If you want to avoid unnecessary hassle, keep the candy in its original retail packaging with visible labeling. That immediately signals what it is. Traveling with a loose, unlabeled bag of blue crystals in your carry-on is not illegal, but it invites questions you would rather not answer at a security checkpoint or during a traffic stop.
Given the documented issues with field drug tests, knowing how to handle a police encounter matters more than knowing the candy is legal. If an officer asks about blue rock candy in your possession, calmly identify it as candy. Original packaging with a nutrition label is your strongest evidence in the moment.
If a field test produces a false positive, the substance will be sent to a forensic laboratory for confirmatory testing. Lab tests are far more accurate and will confirm sugar is sugar. The problem is the time between the field test and the lab result. In the Georgia cotton candy case, that gap lasted months. You cannot prevent a field test from being administered, but you can make sure you keep any receipts, original packaging, or other evidence showing where you purchased the candy. That documentation can speed up the process of clearing things up.

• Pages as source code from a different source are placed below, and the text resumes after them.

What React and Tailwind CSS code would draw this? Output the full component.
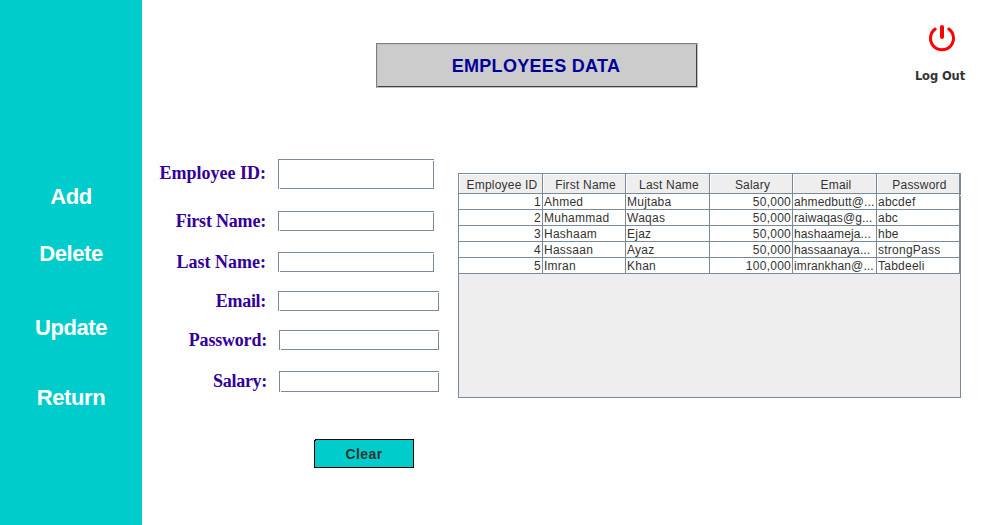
const navItems = [
  { label: 'Add', place: 'mt-[183px]' },
  { label: 'Delete', place: 'mt-[29px]' },
  { label: 'Update', place: 'mt-[46px]' },
  { label: 'Return', place: 'mt-[42px]' },
];

const fields = [
  { label: 'Employee ID:', row: 'h-[30px]', text: 'pb-[2px]', box: 'w-[156px]' },
  { label: 'First Name:', row: 'mt-[22px] h-[20px]', text: 'tracking-[-0.2px]', box: 'w-[156px]' },
  { label: 'Last Name:', row: 'mt-[21px] h-[20px]', text: '', box: 'w-[156px]' },
  { label: 'Email:', row: 'mt-[19px] h-[20px]', text: 'tracking-[-0.3px]', box: 'w-[161px]' },
  { label: 'Password:', row: 'mt-[19px] h-[20px] pl-px', text: 'tracking-[-0.2px]', box: 'w-[160px]' },
  { label: 'Salary:', row: 'mt-[21px] h-[21px] pl-px', text: 'pb-px tracking-[-0.3px]', box: 'w-[160px]' },
];

const columns = ['Employee ID', 'First Name', 'Last Name', 'Salary', 'Email', 'Password'];

const employees = [
  ['1', 'Ahmed', 'Mujtaba', '50,000', 'ahmedbutt@...', 'abcdef'],
  ['2', 'Muhammad', 'Waqas', '50,000', 'raiwaqas@g...', 'abc'],
  ['3', 'Hashaam', 'Ejaz', '50,000', 'hashaameja...', 'hbe'],
  ['4', 'Hassaan', 'Ayaz', '50,000', 'hassaanaya...', 'strongPass'],
  ['5', 'Imran', 'Khan', '100,000', 'imrankhan@...', 'Tabdeeli'],
];

const gridColumns = 'grid grid-cols-[84px_83px_84px_83px_84px_83px]';

function Sidebar() {
  return (
    <nav className="flex w-[142px] shrink-0 flex-col items-center bg-[#00cccc] font-['Liberation_Sans',Arial,sans-serif] text-[22px] font-bold leading-[28px] tracking-[-0.4px] text-white">
      {navItems.map((item) => (
        <button key={item.label} className={item.place}>{item.label}</button>
      ))}
    </nav>
  );
}

function Field({ label, row, text, box }) {
  return (
    <label className={`flex items-center ${row}`}>
      <span className="flex w-[136px] justify-end whitespace-nowrap pr-[12px] font-['Liberation_Serif','Times_New_Roman',serif] text-[18px] font-bold leading-[20px] text-[#330099]">
        <span className={text}>{label}</span>
      </span>
      <span className={`relative h-full ${box}`}>
        <input className="block h-full w-full border border-[#7a8a99] bg-white outline-none" />
        <i className="absolute right-0 top-px size-px bg-white" />
        <i className="absolute bottom-0 left-px size-px bg-white" />
      </span>
    </label>
  );
}

function EmployeeTable() {
  return (
    <div className="relative h-[225px] w-[503px] border border-[#7a8a99] bg-[#eeeeee] font-['Liberation_Sans',Arial,sans-serif] text-[12px] tracking-[0.25px] text-[#333333]">
      <i className="absolute -right-px top-[21px] size-px bg-white" />
      <div className={gridColumns}>
        {columns.map((name) => (
          <div key={name} className="h-[20px] border-b border-r border-[#7a8a99]">
            <div className="h-full border-l border-t border-white pl-[2px] text-center leading-[20px] tracking-[0.2px]">{name}</div>
          </div>
        ))}
      </div>
      {employees.map((employee) => (
        <div key={employee[0]} className={gridColumns}>
          {employee.map((value, i) => (
            <div
              key={i}
              className={`h-[16px] whitespace-nowrap border-b border-r border-[#7a8a99] bg-white px-px leading-[16px] ${i === 0 || i === 3 ? 'text-right' : 'text-left'} ${i === 4 ? 'tracking-[0.12px]' : ''}`}
            >
              {value}
            </div>
          ))}
        </div>
      ))}
    </div>
  );
}

export default function App() {
  return (
    <div className="flex h-[525px] w-[993px] overflow-hidden bg-white">
      <Sidebar />
      <main className="flex flex-1 flex-col">
        <header className="flex h-[159px] items-start">
          <div className="ml-[234px] mt-[43px] h-[45px] w-[322px] border border-b-[#c0c0c0] border-l-[#808080] border-r-[#c0c0c0] border-t-[#808080]">
            <h1 className="h-full border border-b-[#404040] border-l-[#c0c0c0] border-r-[#404040] border-t-[#c0c0c0] bg-[#cccccc] pr-[2px] text-center font-['Liberation_Sans',Arial,sans-serif] text-[18px] font-bold leading-[43px] tracking-[0.3px] text-[#000099]">
              EMPLOYEES DATA
            </h1>
          </div>
          <button className="ml-[212px] mt-[22px] flex w-[60px] flex-col items-center">
            <svg className="ml-[4px]" width="32" height="32" viewBox="0 0 32 32" fill="none" stroke="#ff0000" strokeLinecap="round">
              <path d="M9.2 7A11.5 11.5 0 1 0 22.8 7" strokeWidth="3" />
              <path d="M16 5V15" strokeWidth="4" />
            </svg>
            <span className="mt-[14px] whitespace-nowrap font-['DejaVu_Sans',sans-serif] text-[11.5px] font-bold leading-[16px] tracking-[-0.1px] text-[#333333]">Log Out</span>
          </button>
        </header>
        <div className="flex">
          <form className="flex w-[316px] flex-col">
            {fields.map((field) => (
              <Field key={field.label} {...field} />
            ))}
            <button type="button" className="relative ml-[172px] mt-[47px] h-[29px] w-[100px] border border-black bg-[#00cccc] pt-px font-['Liberation_Sans',Arial,sans-serif] text-[14px] font-bold leading-[27px] tracking-[0.4px] text-[#333333]">
              <i className="absolute -left-px -top-px size-px bg-white" />
              <i className="absolute left-0 top-0 size-px bg-black" />
              Clear
            </button>
          </form>
          <section className="mt-[14px]">
            <EmployeeTable />
          </section>
        </div>
      </main>
    </div>
  );
}
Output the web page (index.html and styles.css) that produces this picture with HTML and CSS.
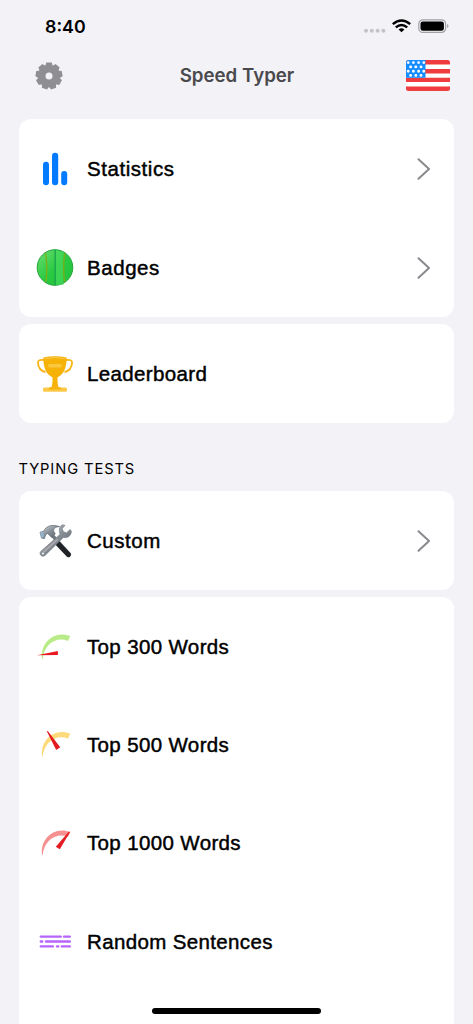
FILE: index.html
```html
<!DOCTYPE html>
<html lang="en">
<head>
<meta charset="utf-8">
<title>Speed Typer</title>
<link rel="stylesheet" href="styles.css">
</head>
<body>
<div class="screen">
  <div class="status">
    <span class="time">8:40</span>
    <svg class="status-icons" width="86" height="18" viewBox="0 0 86 18">
      <g fill="#c3c3c8"><circle cx="3" cy="12.7" r="2"/><circle cx="8.8" cy="12.7" r="2"/><circle cx="14.6" cy="12.7" r="2"/><circle cx="20.4" cy="12.7" r="2"/></g>
      <g fill="none" stroke="#000" stroke-width="2.5"><path d="M29.8 6.1Q38.5-1.1 47.2 6.1"/><path d="M32.8 9.4Q38.5 4.7 44.2 9.4"/></g>
      <path d="M35.6 11.4Q38.5 9.2 41.4 11.4L38.5 14.3Z"/>
      <rect x="55.8" y="1.8" width="26.8" height="12.6" rx="4" fill="none" stroke="#a2a2a6" stroke-width="1.2"/>
      <rect x="57.5" y="3.4" width="23.4" height="9.4" rx="2.4"/>
      <path d="M84.2 6Q86.8 8.1 84.2 10.2Z" fill="#98989c"/>
    </svg>
  </div>
  <div class="nav">
    <svg class="gear" width="28" height="28" viewBox="-14 -14 28 28">
      <g fill="#8e8e93"><circle r="11.3"/>
        <path id="tooth" d="M-3.6-10.4-2.7-13.4H2.7L3.6-10.4Z"/><use href="#tooth" transform="rotate(40)"/><use href="#tooth" transform="rotate(80)"/><use href="#tooth" transform="rotate(120)"/><use href="#tooth" transform="rotate(160)"/><use href="#tooth" transform="rotate(200)"/><use href="#tooth" transform="rotate(240)"/><use href="#tooth" transform="rotate(280)"/><use href="#tooth" transform="rotate(320)"/>
      </g><circle r="3.5" fill="#f2f2f7"/>
    </svg>
    <h1>Speed Typer</h1>
    <svg class="flag" width="44" height="31" viewBox="0 0 44 31">
      <defs><clipPath id="fc"><rect width="44" height="31" rx="2.5"/></clipPath></defs>
      <g clip-path="url(#fc)"><rect width="44" height="31" fill="#fff"/>
      <path d="M0 0H44V4.6H0ZM0 9H44V13.4H0ZM0 17.8H44V22.1H0ZM0 26.6H44V31H0Z" fill="#ef3d3f"/>
      <rect width="19.5" height="17.8" fill="#168dff"/>
      <g fill="none" stroke="#fff" stroke-width="2.9" stroke-linecap="round"><path stroke-dasharray="0 5.2" d="M2.2 2.6H18.5M2.2 11.2H18.5M4.6 6.9H16M4.6 15.4H16"/></g></g>
    </svg>
  </div>

  <div class="card">
    <div class="row"><svg class="icon" viewBox="0 0 44 44"><g fill="#047bff"><rect x="10" y="14.7" width="6" height="23.5" rx="3"/><rect x="19" y="5.8" width="6.2" height="32.4" rx="3"/><rect x="28.2" y="24" width="6" height="14.2" rx="3"/></g></svg><span class="wide">Statistics</span><svg class="chevron" viewBox="0 0 14 22"><path d="M1.5 1.2 12 11 1.5 20.8"/></svg></div>
    <div class="row"><svg class="icon" viewBox="0 0 44 44">
      <defs><linearGradient id="gg" x1="0" y1="0" x2="1" y2="1"><stop offset="0" stop-color="#6ede73"/><stop offset=".5" stop-color="#2bca43"/><stop offset="1" stop-color="#20c03a"/></linearGradient></defs>
      <circle cx="22" cy="21.5" r="17.8" fill="url(#gg)" stroke="#22a438" stroke-width="1"/>
      <path d="M22 4V39H30.6Q28.8 21 30.6 6Z" fill="#4bdc60" opacity=".6"/>
      <path d="M22.2 4V39" stroke="#16a24b" stroke-width="1.3"/><path d="M12.5 7Q14.8 21 12.8 36" fill="none" stroke="#7cae18" stroke-width="1.3"/><path d="M31.8 7Q29.6 21 31.6 36" fill="none" stroke="#7cae18" stroke-width="1.3"/></svg><span class="wide">Badges</span><svg class="chevron" viewBox="0 0 14 22"><path d="M1.5 1.2 12 11 1.5 20.8"/></svg></div>
  </div>

  <div class="card">
    <div class="row"><svg class="icon" viewBox="0 0 44 44">
      <path d="M11 8.2Q4.8 7.2 4.9 10.4C5.2 15.5 7.5 19 12.5 20M33 8.2Q39.2 7.2 39.1 10.4C38.8 15.5 36.5 19 31.5 20" fill="none" stroke="#f8b516" stroke-width="1.8"/>
      <path d="M10.3 5.5Q22 3.2 33.7 5.5C33.8 14.5 31.2 22.5 24.5 25.2Q24.3 33 26 35.8H18Q19.7 33 19.5 25.2C12.8 22.5 10.2 14.5 10.3 5.5Z" fill="#f7b208"/>
      <path d="M12 6.5Q22 4.7 32 6.5" fill="none" stroke="#f9c94d" stroke-width="1"/><rect x="15" y="12" width="14" height="3.4" rx="1.7" fill="#fac83f"/><rect x="10" y="35.6" width="24" height="4.2" rx="1.4" fill="#fcc94b"/><path d="M17 35.3H27L29 37.5H15Z" fill="#f7b208"/></svg><span>Leaderboard</span></div>
  </div>

  <h2>TYPING TESTS</h2>

  <div class="card custom">
    <div class="row"><svg class="icon" viewBox="0 0 44 44">
      <defs><linearGradient id="metal" x1="0" y1="0" x2="1" y2="1"><stop offset="0" stop-color="#dfe3e7"/><stop offset=".5" stop-color="#858c94"/><stop offset="1" stop-color="#596069"/></linearGradient></defs>
      <path d="M18 15 37 36" stroke="#6d7780" stroke-width="3.4"/>
      <path d="M24.8 24.5 35.5 35.7" stroke="#202225" stroke-width="5" stroke-linecap="round"/>
      <path d="M29.2 5.8C26 8 25.8 12 27.2 15.3L8 32.2C5.3 35 9 38.8 12 36.4L30.3 18.4C34.5 19.4 38.4 16.6 38.3 12.2L37.2 10.4 33.3 14 30.2 12.6 29.2 9.5 32 6.4Z" fill="url(#metal)" stroke="#747b83" stroke-width=".7"/>
      <path d="M10.5 33.2 24.5 20.5" stroke="#b5aeb5" stroke-width="1.3"/><circle cx="10" cy="34.4" r="1" fill="#fff"/>
      <path d="M7 13.2 10.5 12.4C13 7 18.5 4.8 26.5 7.6 22.5 7.9 20.2 9.3 20.8 12.4L22.3 14.8 18.5 18.2 14.6 14.4 12.5 16 11.4 19.6 8.5 19Z" fill="url(#metal)" stroke="#606870" stroke-width=".7"/><path d="M7 13.3 8.7 19.2 11.3 17.5 10.2 13Z" fill="#91b3ce"/></svg><span class="wide">Custom</span><svg class="chevron" viewBox="0 0 14 22"><path d="M1.5 1.2 12 11 1.5 20.8"/></svg></div>
  </div>

  <div class="card last">
    <div class="row"><svg class="icon" viewBox="0 0 44 44"><path fill="#b9ec88" d="M9.2 34C6.5 19 20.5 4.5 37.3 11L35 16C23.5 11 11 19.5 9.7 34Z"/><path fill="#e8191f" d="M4 30.2 24.9 25.9V30Z"/></svg><span>Top 300 Words</span></div>
    <div class="row"><svg class="icon" viewBox="0 0 44 44"><path fill="#fddb7d" d="M9.2 33.6C6.5 18.6 20.5 4.1 37.3 10.6L35 15.6C23.5 10.6 11 19.1 9.7 33.6Z"/><path fill="#e31b20" d="M13.8 8.3 14.8 8 27.2 24.2 23.2 26.9Z"/></svg><span>Top 500 Words</span></div>
    <div class="row"><svg class="icon" viewBox="0 0 44 44"><path fill="#f49190" d="M9.2 34C6.5 19 20.5 4.5 37.3 11L35 16C23.5 11 11 19.5 9.7 34Z"/><path fill="#e31b20" d="M36 10.4 37 11 26.8 28.2 22.8 25.8Z"/></svg><span>Top 1000 Words</span></div>
    <div class="row"><svg class="icon" viewBox="0 0 44 44"><path d="M7.8 16.6H27.8M31 16.6H36.8M7.8 21.5H9.3M13 21.5H36.8M7.8 26.4H19.8M24 26.4H25.3M28.8 26.4H36.8" stroke="#b765fc" stroke-width="2.4" stroke-linecap="round"/></svg><span>Random Sentences</span></div>
  </div>
  <div class="home-indicator"></div>
</div>
</body>
</html>
```
FILE: styles.css
```css
* { box-sizing: border-box; }
body { margin: 0; background: #f2f2f7; color: #000; font-family: "Liberation Sans", sans-serif; }
.screen { position: relative; height: 1024px; overflow: hidden; padding: 0 19px; display: flex; flex-direction: column; }
.status { height: 52px; flex: none; display: flex; justify-content: space-between; align-items: flex-start; padding: 18px 5px 0 26px; }
.time { font: 600 17.8px/18px Inter, sans-serif; }
.nav { height: 47px; flex: none; display: flex; align-items: center; justify-content: space-between; padding: 0 4px 0 16px; }
.nav h1 { margin: 0 0 0 5px; font: 600 18.7px/24px Inter, sans-serif; color: #4a4a4d; }
.card { flex: none; background: #fff; border-radius: 12px; margin-bottom: 6.6px; }
.custom { margin-bottom: 7.4px; }
.nav + .card { margin-top: 20px; }
.row { height: 99px; display: flex; align-items: center; padding: 1px 23px 0 14px; font-size: 20.5px; -webkit-text-stroke: .45px #000; letter-spacing: .36px; }
.wide { letter-spacing: .55px; }
.icon { width: 44px; height: 44px; flex: none; margin-right: 10px; }
.chevron { width: 14px; height: 22px; margin-left: auto; fill: none; stroke: #8a8a8e; stroke-width: 2; stroke-linecap: round; stroke-linejoin: round; }
h2 { margin: 29.4px 0 12px -.5px; font: 400 14.7px/20px Inter, sans-serif; letter-spacing: .9px; height: 20px; }
.last { height: 440px; margin-bottom: 0; }
.last .row { height: 98.4px; }
.home-indicator { position: absolute; left: 152px; top: 1008px; width: 169px; height: 6px; border-radius: 3px; background: #000; }
```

The bottom line is straightforward: blue rock candy is legal, and no law anywhere in the country prohibits owning or eating it. The only legal exposure comes from deliberately misrepresenting it as a real drug, which is a problem with the person’s conduct rather than the candy. The practical risk worth taking seriously is the possibility of a field test false positive during a law enforcement encounter, which is best mitigated by keeping the candy in clearly labeled packaging.